Phyllis Barber is a writer living in Denver, Colorado. She writes about the West, the desert, the Mormons who played a significant role in settling the West and creating the person she's become, and about matters of the spirit with its familiar and unfamiliar reaches. She's been writing award-winning stories, articles, essays, and books for over thirty years, in between being the mother of four sons, teaching creative writing, riding her bicycle, traveling the world, reading a wide spectrum of books, and serving as a community volunteer.
She is the author of seven books, including a novel, two books of short stories, two books for children, and two memoirs, the first of which (How I Got Cultured: A Nevada Memoir) won the AWP (Associated Writing Programs) Award for Creative Nonfiction in 1991 as well as the 1993 Association for Mormon Letters Award for Best Autobiography. Her latest book, which is titled Raw Edges: A Memoir, has just been released by the University of Nevada Press. It is a project that took twelve years to complete, and her hope is that it will be useful to others who've traveled the sometimes challenging path through marriage, divorce, and coming to terms with one's self.
She's currently finishing up a collection of essays titled Searching for Spirit about her experiences among shamans in Peru and Ecuador, Tibetan Buddhist monks in Lhasa and Sikkim in North India, Baptist congregations in Arkansas and South Carolina, with goddess worshipers in the Yucatan, and at an LDS (Mormon) welfare cannery in Colorado. Several of these essays have been published by upstreet, Agni Magazine, Dialogue: A Journal of Mormon Thought, and Sunstone: Mormon Experience, Scholarship, Issues & Art.

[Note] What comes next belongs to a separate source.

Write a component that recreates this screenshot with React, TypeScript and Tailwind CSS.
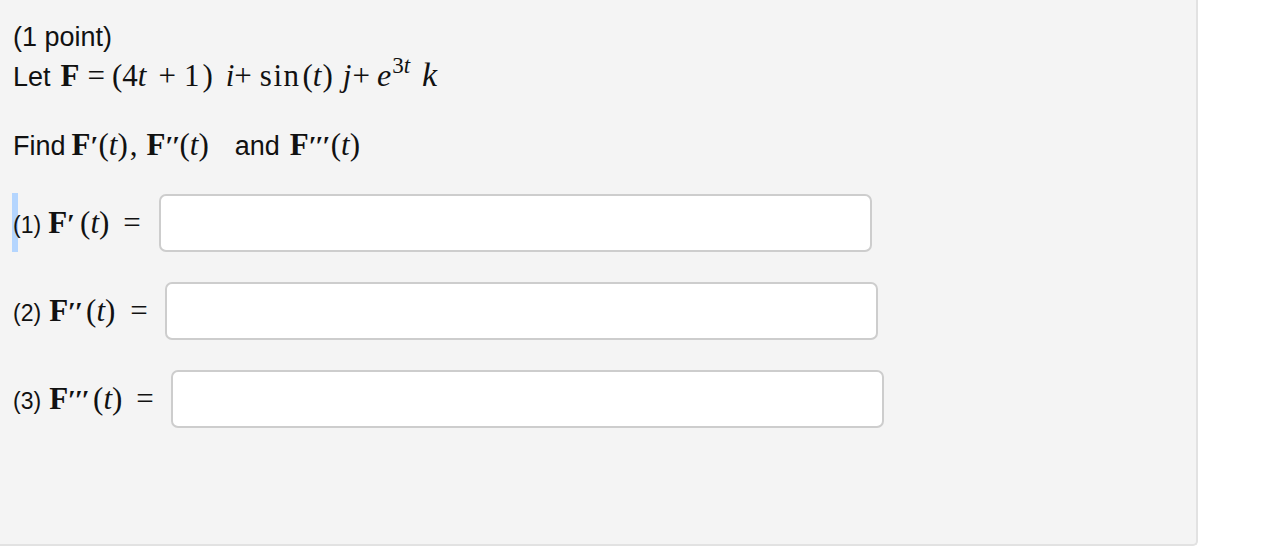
import React from "react";

const sans = "font-['Liberation_Sans',Arial,sans-serif]";
const serif = "font-['Liberation_Serif','Times_New_Roman',serif]";

// bold F with primes, then (t)
const Deriv = ({ count, pw }: { count: number; pw: string }) => (
  <span className={`${serif} text-[31px] leading-[30px]`}>
    <span className="font-bold">F</span>
    <span className={`inline-block ${pw} text-[28px] font-bold tracking-[-1px]`}>
      {"′".repeat(count)}
    </span>
    <span>(</span>
    <span className="italic">t</span>
    <span>)</span>
  </span>
);

const rows = [
  { n: "1", count: 1, pw: "w-[13px]", fm: "ml-[7px]", em: "ml-[14px]", bm: "ml-[18px]" },
  { n: "2", count: 2, pw: "w-[18px]", fm: "ml-[8px]", em: "ml-[15px]", bm: "ml-[17px]" },
  { n: "3", count: 3, pw: "w-[25px]", fm: "ml-[8px]", em: "ml-[14px]", bm: "ml-[17px]" },
];

export default function App() {
  return (
    <div className="w-[1280px] h-[552px] bg-white">
      <div className="w-[1198px] h-[546px] bg-[#f4f4f4] border-r-2 border-b-2 border-[#e2e2e2] rounded-br-[5px] pl-[13px] pt-[22px] text-[#111]">
        <div className={`${sans} text-[27px] leading-[30px]`}>(1 point)</div>
        <div className={`${sans} text-[27px] leading-[30px] mt-[8px]`}>
          <span>Let</span>
          <span className={`${serif} text-[31px] leading-[30px]`}>
            <span className="font-bold ml-[10px]">F</span>
            <span className="ml-[8px]">=</span>
            <span className="ml-[7px]">(4</span>
            <span className="italic">t</span>
            <span className="ml-[12px]">+</span>
            <span className="ml-[8px]">1</span>
            <span className="ml-[3px]">)</span>
            <span className="italic ml-[13px]">i</span>
            <span>+</span>
            <span className="ml-[8px] tracking-[1.5px]">sin</span>
            <span className="ml-[2px]">(</span>
            <span className="italic">t</span>
            <span className="ml-[1px]">)</span>
            <span className="italic ml-[10px]">j</span>
            <span className="ml-[1px]">+</span>
            <span className="italic ml-[7px] text-[32px]">e</span>
            <sup className="text-[23px] -top-[13px] ml-[1px]">
              3<span className="italic">t</span>
            </sup>
            <span className="italic ml-[12px] text-[34px]">k</span>
          </span>
        </div>
        <div className={`${sans} text-[27px] leading-[30px] mt-[38px]`}>
          <span>Find</span>
          <span className="ml-[6px]"><Deriv count={1} pw="w-[8px]" /></span>
          <span className={`${serif} text-[31px] leading-[30px] ml-[2px]`}>,</span>
          <span className="ml-[9px]"><Deriv count={2} pw="w-[14px]" /></span>
          <span className="ml-[26px]">and</span>
          <span className="ml-[10px]"><Deriv count={3} pw="w-[22px]" /></span>
        </div>
        <div className="mt-[33px] flex flex-col gap-[30px]">
          {rows.map((r) => (
            <div key={r.n} className="flex items-center h-[58px]">
              <div className={`${sans} text-[23px] leading-[30px] relative pt-[2px]`}>
                {r.n === "1" && (
                  <span className="absolute -left-[1px] top-[-13px] w-[6px] h-[59px] bg-[#b4d5fe]" />
                )}
                <span className="relative">({r.n})</span>
                <span className={`${r.fm} relative`}><Deriv count={r.count} pw={r.pw} /></span>
                <span className={`${serif} text-[31px] leading-[30px] ${r.em} relative`}>=</span>
              </div>
              <div className={`${r.bm} w-[713px] h-[58px] bg-white border-2 border-[#cdcdcd] rounded-[7px]`} />
            </div>
          ))}
        </div>
      </div>
    </div>
  );
}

Phyllis Barber's desire as a writer has always been to write words that touch people's hearts and minds, even as she's appreciated written words that have touched her heart and mind and enriched her life. She believes in wrestling with the challenging issues of being alive and often takes risks by writing frankly, unblinkingly, about the raw edge of things. She's come to believe that writing in a deeply emotional and honest way exposes the connectedness of all human beings.